Despite your patronizing attitude, I am glad you asked. It all starts several weeks ago when… (Hazy flashback effects).

It was the first week of February, Punxsutawney Phil had recently seen his shadow, and I returned from my tour of the Great North West. As I waited in the airport to receive a ride home from parents, I caught the avatar of femininity making funny eyes at me. Not being accustomed to such forward advances, I fool-heartedly (albeit debonairly) strolled over this seductive lady in the corner.

“Come here often?” Granted, I am not very good at this sort of thing.

She laughed. “No, it has been a while since I flew last.”

At that moment we knew that we were in love; however, we had to keep our passion secret because apparently her father and mine were engaged in a terrible blood war that had started back on the streets of Sunnyvale when they were boys.

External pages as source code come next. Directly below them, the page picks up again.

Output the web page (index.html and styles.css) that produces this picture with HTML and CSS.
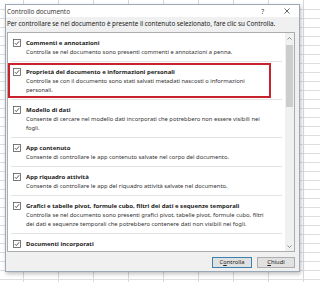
FILE: index.html
```html
<!DOCTYPE html>
<html lang="it">
<head>
<meta charset="utf-8">
<title>Controllo documento</title>
<link rel="stylesheet" href="styles.css">
</head>
<body>
<div class="dialog">
  <div class="titlebar">
    <span class="title">Controllo documento</span>
    <span class="help">?</span>
    <svg class="close" width="6" height="6" viewBox="0 0 6 6"><path d="M0.5 0.5 L5.5 5.5 M5.5 0.5 L0.5 5.5" stroke="#444" stroke-width="0.8" fill="none"/></svg>
  </div>
  <div class="content">
    <p class="intro">Per controllare se nel documento è presente il contenuto selezionato, fare clic su Controlla.</p>
    <div class="listbox">
      <div class="items">
        <div class="item">
          <div class="item-head"><svg class="check" width="8" height="8" viewBox="0 0 8 8"><rect x="0.5" y="0.5" width="7" height="7" fill="#fff" stroke="#5a5a5a" stroke-width="0.8"/><path d="M1.8 4.1 L3.3 5.6 L6.2 2.2" stroke="#333" stroke-width="0.8" fill="none"/></svg><span class="item-title">Commenti e annotazioni</span></div>
          <p class="item-desc">Controlla se nel documento sono presenti commenti e annotazioni a penna.</p>
        </div>
        <div class="item highlighted">
          <div class="item-head"><svg class="check" width="8" height="8" viewBox="0 0 8 8"><rect x="0.5" y="0.5" width="7" height="7" fill="#fff" stroke="#5a5a5a" stroke-width="0.8"/><path d="M1.8 4.1 L3.3 5.6 L6.2 2.2" stroke="#333" stroke-width="0.8" fill="none"/></svg><span class="item-title">Proprietà del documento e informazioni personali</span></div>
          <p class="item-desc">Controlla se con il documento sono stati salvati metadati nascosti o informazioni<br>personali.</p>
          <div class="redbox"></div>
        </div>
        <div class="item">
          <div class="item-head"><svg class="check" width="8" height="8" viewBox="0 0 8 8"><rect x="0.5" y="0.5" width="7" height="7" fill="#fff" stroke="#5a5a5a" stroke-width="0.8"/><path d="M1.8 4.1 L3.3 5.6 L6.2 2.2" stroke="#333" stroke-width="0.8" fill="none"/></svg><span class="item-title">Modello di dati</span></div>
          <p class="item-desc">Consente di cercare nel modello dati incorporati che potrebbero non essere visibili nei<br>fogli.</p>
        </div>
        <div class="item">
          <div class="item-head"><svg class="check" width="8" height="8" viewBox="0 0 8 8"><rect x="0.5" y="0.5" width="7" height="7" fill="#fff" stroke="#5a5a5a" stroke-width="0.8"/><path d="M1.8 4.1 L3.3 5.6 L6.2 2.2" stroke="#333" stroke-width="0.8" fill="none"/></svg><span class="item-title">App contenuto</span></div>
          <p class="item-desc">Consente di controllare le app contenuto salvate nel corpo del documento.</p>
        </div>
        <div class="item">
          <div class="item-head"><svg class="check" width="8" height="8" viewBox="0 0 8 8"><rect x="0.5" y="0.5" width="7" height="7" fill="#fff" stroke="#5a5a5a" stroke-width="0.8"/><path d="M1.8 4.1 L3.3 5.6 L6.2 2.2" stroke="#333" stroke-width="0.8" fill="none"/></svg><span class="item-title">App riquadro attività</span></div>
          <p class="item-desc">Consente di controllare le app del riquadro attività salvate nel documento.</p>
        </div>
        <div class="item">
          <div class="item-head"><svg class="check" width="8" height="8" viewBox="0 0 8 8"><rect x="0.5" y="0.5" width="7" height="7" fill="#fff" stroke="#5a5a5a" stroke-width="0.8"/><path d="M1.8 4.1 L3.3 5.6 L6.2 2.2" stroke="#333" stroke-width="0.8" fill="none"/></svg><span class="item-title">Grafici e tabelle pivot, formule cubo, filtri dei dati e sequenze temporali</span></div>
          <p class="item-desc">Controlla se nel documento sono presenti grafici pivot, tabelle pivot, formule cubo, filtri<br>dei dati e sequenze temporali che potrebbero contenere dati non visibili nei fogli.</p>
        </div>
        <div class="item">
          <div class="item-head"><svg class="check" width="8" height="8" viewBox="0 0 8 8"><rect x="0.5" y="0.5" width="7" height="7" fill="#fff" stroke="#5a5a5a" stroke-width="0.8"/><path d="M1.8 4.1 L3.3 5.6 L6.2 2.2" stroke="#333" stroke-width="0.8" fill="none"/></svg><span class="item-title">Documenti incorporati</span></div>
          <p class="item-desc">Controlla se sono presenti documenti incorporati che potrebbero contenere informazioni</p>
        </div>
      </div>
      <div class="scrollbar">
        <svg class="arrow" width="5" height="3" viewBox="0 0 5 3"><path d="M0.5 2.5 L2.5 0.5 L4.5 2.5" stroke="#777" stroke-width="0.8" fill="none"/></svg>
        <div class="thumb"></div>
        <div class="track"></div>
        <svg class="arrow" width="5" height="3" viewBox="0 0 5 3"><path d="M0.5 0.5 L2.5 2.5 L4.5 0.5" stroke="#777" stroke-width="0.8" fill="none"/></svg>
      </div>
    </div>
    <div class="buttons">
      <button class="btn btn-default">C<u>o</u>ntrolla</button>
      <button class="btn"><u>C</u>hiudi</button>
    </div>
  </div>
</div>
</body>
</html>
```

FILE: styles.css
```css
html, body {
  margin: 0;
  padding: 0;
}
body {
  width: 310px;
  height: 282px;
  overflow: hidden;
  padding: 4px 0 0 5px;
  box-sizing: border-box;
  font-family: "Noto Sans", "Open Sans", sans-serif;
  background-color: #fff;
  background-image:
    repeating-linear-gradient(to right, transparent 0, transparent 22px, #d9d9d9 22px, #d9d9d9 23px, transparent 23px, transparent 35px),
    repeating-linear-gradient(to bottom, transparent 0, transparent 8px, #dedede 8px, #dedede 9px);
  background-position: 1px 0, 0 1px;
}
.dialog {
  width: 295px;
  height: 268px;
  box-sizing: border-box;
  border: 1px solid #9aa8b8;
  background: #f0f0f0;
  box-shadow: 1px 2px 4px rgba(0,0,0,0.25);
  display: flex;
  flex-direction: column;
}
.titlebar {
  height: 12px;
  flex: none;
  background: #fff;
  display: flex;
  align-items: center;
  padding-left: 1px;
  padding-right: 9px;
  color: #3a3a3a;
}
.title {
  font-size: 6.3px;
  flex: 1;
}
.help {
  font-size: 6.5px;
  margin-right: 20px;
  color: #444;
}
.close {
  display: block;
}
.content {
  flex: 1;
  display: flex;
  flex-direction: column;
  padding: 0 4px 0 1px;
}
.intro {
  margin: 2px 0 0;
  font-size: 6.3px;
  line-height: 10px;
  color: #222;
  white-space: nowrap;
}
.listbox {
  margin-top: 3px;
  height: 220px;
  box-sizing: border-box;
  border: 1px solid #adadad;
  background: #fff;
  display: flex;
}
.items {
  flex: 1;
  overflow: hidden;
}
.item {
  position: relative;
  margin: 0 3px;
  padding: 5px 0 4px;
  border-bottom: 1px solid #e3e3e3;
}
.item-head {
  display: flex;
  align-items: center;
  height: 9px;
  padding-left: 2px;
  gap: 5px;
  margin-bottom: 1px;
}
.check {
  display: block;
  flex: none;
}
.item-title {
  font-size: 6px;
  font-weight: bold;
  color: #222;
  white-space: nowrap;
}
.item-desc {
  margin: 0;
  padding-left: 15px;
  font-size: 5.8px;
  line-height: 9px;
  color: #333;
  white-space: nowrap;
}
.redbox {
  position: absolute;
  left: -3px;
  top: 1px;
  width: 263px;
  height: 35px;
  box-sizing: border-box;
  border: 2px solid #c8232c;
}
.scrollbar {
  width: 9px;
  flex: none;
  background: #f0f0f0;
  display: flex;
  flex-direction: column;
  align-items: center;
}
.arrow {
  display: block;
  margin: 4px 0 3px;
}
.thumb {
  width: 7px;
  height: 62px;
  background: #cdcdcd;
  margin-top: 2px;
}
.track {
  flex: 1;
}
.buttons {
  display: flex;
  justify-content: flex-end;
  gap: 5px;
  margin-top: 5px;
}
.btn {
  width: 38px;
  height: 11px;
  padding: 0;
  box-sizing: border-box;
  border: 1px solid #adadad;
  background: #e1e1e1;
  font-family: "Noto Sans", "Open Sans", sans-serif;
  font-size: 5.8px;
  color: #222;
  line-height: 9px;
}
.btn-default {
  width: 40px;
  border-color: #3c7fb1;
}
.btn u {
  text-decoration-thickness: 0.5px;
}
```
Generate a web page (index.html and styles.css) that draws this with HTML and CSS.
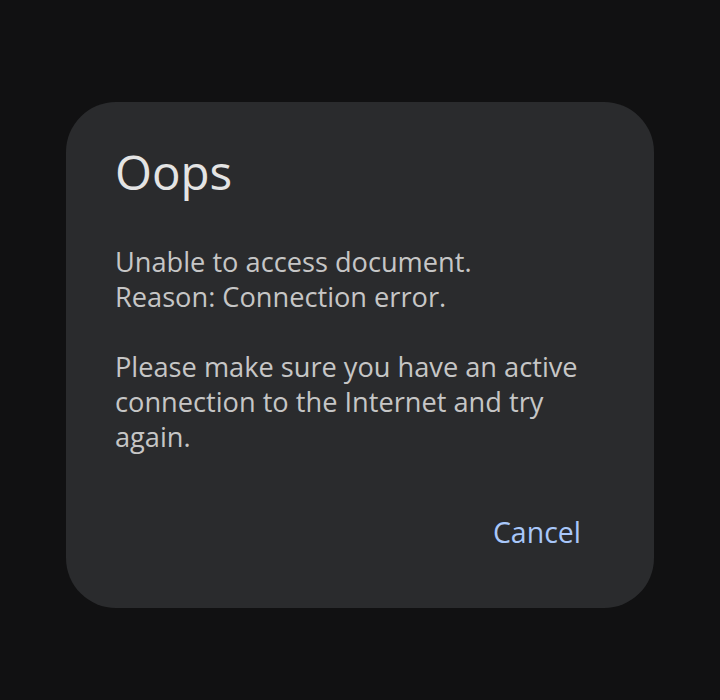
FILE: index.html
```html
<!DOCTYPE html>
<html>
<head>
<meta charset="utf-8">
<link rel="stylesheet" href="styles.css">
</head>
<body>
<div class="dialog">
  <h1 class="title">Oops</h1>
  <div class="message">
    <p>Unable to access document.<br>Reason: Connection error.</p>
    <p>Please make sure you have an active connection to the Internet and try again.</p>
  </div>
  <div class="actions">
    <button class="btn">Cancel</button>
  </div>
</div>
</body>
</html>
```
FILE: styles.css
```css
html, body {
  margin: 0;
  padding: 0;
  background: #111112;
  width: 720px;
  height: 700px;
  overflow: hidden;
}
body {
  font-family: "Open Sans", Roboto, sans-serif;
}
.dialog {
  box-sizing: border-box;
  margin: 102px 0 0 66px;
  width: 588px;
  height: 506px;
  background: #2a2b2d;
  border-radius: 50px;
  padding: 40px 49px 0 49px;
  display: flex;
  flex-direction: column;
}
.title {
  margin: 0;
  font-weight: 400;
  font-size: 47.5px;
  line-height: 60px;
  color: #e4e4e4;
}
.message {
  margin-top: 42px;
  font-size: 27.2px;
  line-height: 35px;
  color: #c6c6c6;
}
.message p {
  margin: 0 0 35px 0;
}
.message p:last-child { margin-bottom: 0; }
.actions {
  display: flex;
  justify-content: flex-end;
  margin-top: 51px;
}
.btn {
  background: none;
  border: none;
  font-family: "Open Sans", Roboto, sans-serif;
  font-size: 28.5px;
  font-weight: 500;
  color: #a8c7fa;
  padding: 12px 24px;
  line-height: 30px;
}
```
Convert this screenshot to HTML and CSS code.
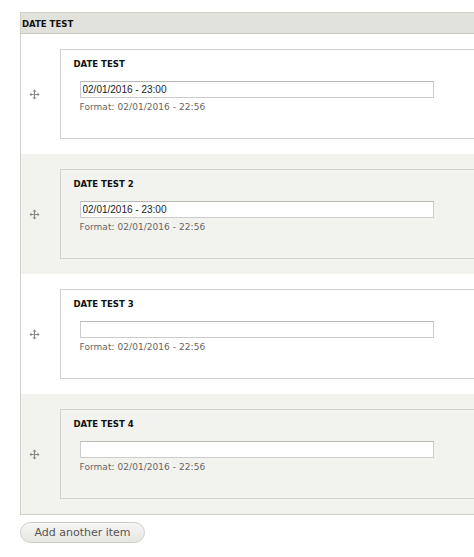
FILE: index.html
```html
<!DOCTYPE html>
<html lang="en">
<head>
    <meta charset="UTF-8">
    <meta name="viewport" content="width=device-width, initial-scale=1.0">
    <title>Date test</title>
    <link rel="stylesheet" href="styles.css">
</head>
<body>
    <!-- Multiple value field -->
    <div class="field-multiple">
        <table class="field-table">
            <thead>
                <tr>
                    <th colspan="2">DATE TEST</th>
                </tr>
            </thead>
            <tbody>
                <tr class="odd">
                    <td class="handle-cell">
                        <svg class="handle" width="11" height="11" viewBox="0 0 11 11"><path d="M5.5 1v9M1 5.5h9" stroke="#8a8a8a" stroke-width="1.2"/><path d="M5.5 0.5l-2 2h4zM5.5 10.5l-2-2h4zM0.5 5.5l2-2v4zM10.5 5.5l-2-2v4z" fill="#8a8a8a"/></svg>
                    </td>
                    <td class="item-cell">
                        <div class="date-box">
                            <div class="date-title">DATE TEST</div>
                            <div class="date-field">
                                <input class="date-input" type="text" value="02/01/2016 - 23:00">
                                <div class="description">Format: 02/01/2016 - 22:56</div>
                            </div>
                        </div>
                    </td>
                </tr>
                <tr class="even">
                    <td class="handle-cell">
                        <svg class="handle" width="11" height="11" viewBox="0 0 11 11"><path d="M5.5 1v9M1 5.5h9" stroke="#8a8a8a" stroke-width="1.2"/><path d="M5.5 0.5l-2 2h4zM5.5 10.5l-2-2h4zM0.5 5.5l2-2v4zM10.5 5.5l-2-2v4z" fill="#8a8a8a"/></svg>
                    </td>
                    <td class="item-cell">
                        <div class="date-box">
                            <div class="date-title">DATE TEST 2</div>
                            <div class="date-field">
                                <input class="date-input" type="text" value="02/01/2016 - 23:00">
                                <div class="description">Format: 02/01/2016 - 22:56</div>
                            </div>
                        </div>
                    </td>
                </tr>
                <tr class="odd">
                    <td class="handle-cell">
                        <svg class="handle" width="11" height="11" viewBox="0 0 11 11"><path d="M5.5 1v9M1 5.5h9" stroke="#8a8a8a" stroke-width="1.2"/><path d="M5.5 0.5l-2 2h4zM5.5 10.5l-2-2h4zM0.5 5.5l2-2v4zM10.5 5.5l-2-2v4z" fill="#8a8a8a"/></svg>
                    </td>
                    <td class="item-cell">
                        <div class="date-box">
                            <div class="date-title">DATE TEST 3</div>
                            <div class="date-field">
                                <input class="date-input" type="text" value="">
                                <div class="description">Format: 02/01/2016 - 22:56</div>
                            </div>
                        </div>
                    </td>
                </tr>
                <tr class="even">
                    <td class="handle-cell">
                        <svg class="handle" width="11" height="11" viewBox="0 0 11 11"><path d="M5.5 1v9M1 5.5h9" stroke="#8a8a8a" stroke-width="1.2"/><path d="M5.5 0.5l-2 2h4zM5.5 10.5l-2-2h4zM0.5 5.5l2-2v4zM10.5 5.5l-2-2v4z" fill="#8a8a8a"/></svg>
                    </td>
                    <td class="item-cell">
                        <div class="date-box">
                            <div class="date-title">DATE TEST 4</div>
                            <div class="date-field">
                                <input class="date-input" type="text" value="">
                                <div class="description">Format: 02/01/2016 - 22:56</div>
                            </div>
                        </div>
                    </td>
                </tr>
            </tbody>
        </table>
        <button class="add-more" type="button">Add another item</button>
    </div>
</body>
</html>
```

FILE: styles.css
```css
html {
    overflow: hidden;
}

body {
    margin: 0;
    padding: 0;
    background: #fff;
    font-family: "DejaVu Sans", Verdana, sans-serif;
    color: #222;
}

.field-multiple {
    padding: 12px 0 0 20px;
}

/* Table */
.field-table {
    width: 454px;
    border-collapse: collapse;
    border-left: 1px solid #d0d0cc;
    border-bottom: 1px solid #d0d0cc;
}

.field-table th {
    background-color: #e1e2dc;
    border-top: 1px solid #cfcfca;
    border-bottom: 1px solid #c8c8c3;
    text-align: left;
    padding: 0 0 0 1px;
    height: 20px;
    font-family: "DejaVu Sans Condensed", "DejaVu Sans", sans-serif;
    font-weight: bold;
    font-size: 9.5px;
    color: #111;
}

.field-table td {
    padding: 15px 0;
    vertical-align: middle;
}

.field-table tr.odd td {
    background-color: #fff;
}

.field-table tr.even td {
    background-color: #f2f2ee;
}

.handle-cell {
    width: 39px;
    box-sizing: border-box;
}

.handle {
    display: block;
    margin-left: 8px;
}

/* Fieldset-like box, its right side runs out of the frame */
.date-box {
    border: 1px solid #d2d2cd;
    border-right: none;
    height: 81px;
    padding: 7px 0 0 13px;
}

.date-title {
    font-family: "DejaVu Sans Condensed", "DejaVu Sans", sans-serif;
    font-weight: bold;
    font-size: 9.5px;
    line-height: 14px;
    color: #111;
}

.date-field {
    margin: 10px 0 0 6px;
}

.date-input {
    display: block;
    box-sizing: border-box;
    width: 354px;
    height: 17px;
    margin: 0;
    padding: 0 2px;
    border: 1px solid #ccc;
    border-top-color: #b8b8b4;
    background: #fff;
    font-family: "Liberation Sans", Arial, sans-serif;
    font-size: 10px;
    color: #222;
    outline: none;
}

.description {
    margin-top: 3px;
    font-size: 9px;
    line-height: 12px;
    color: #666;
    letter-spacing: 0.05px;
}

/* Add more button */
.add-more {
    display: block;
    margin: 7px 0 0 0;
    width: 125px;
    height: 21px;
    padding: 0;
    border: 1px solid #cdcdc8;
    border-radius: 11px;
    background: linear-gradient(#f6f6f4, #e6e6e2);
    font-family: "DejaVu Sans", Verdana, sans-serif;
    font-size: 11px;
    color: #555;
    cursor: pointer;
}
```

They forever forbid their children from wedding one another.

Over this last month we’ve had several secret rendezvous, and were making plans to flee the country together in one final, desperate romantic act to rid ourselves of our parents’ unfeeling control. Alas, it was not meant to be.

Last night she sped over Highway 17 from San Jose to pick me up so we could forever be free with one another; however, this was not in the Gnomes’ plans. A group of listless Gnomes in search of mischief cut my love’s breaks. She never made it over the hill. I will never love again. And no Gnome will be left alive by the end of 2008.

I consider this my prime directive!


Does this look like the face of a man who will take Gnomish treachery lying down?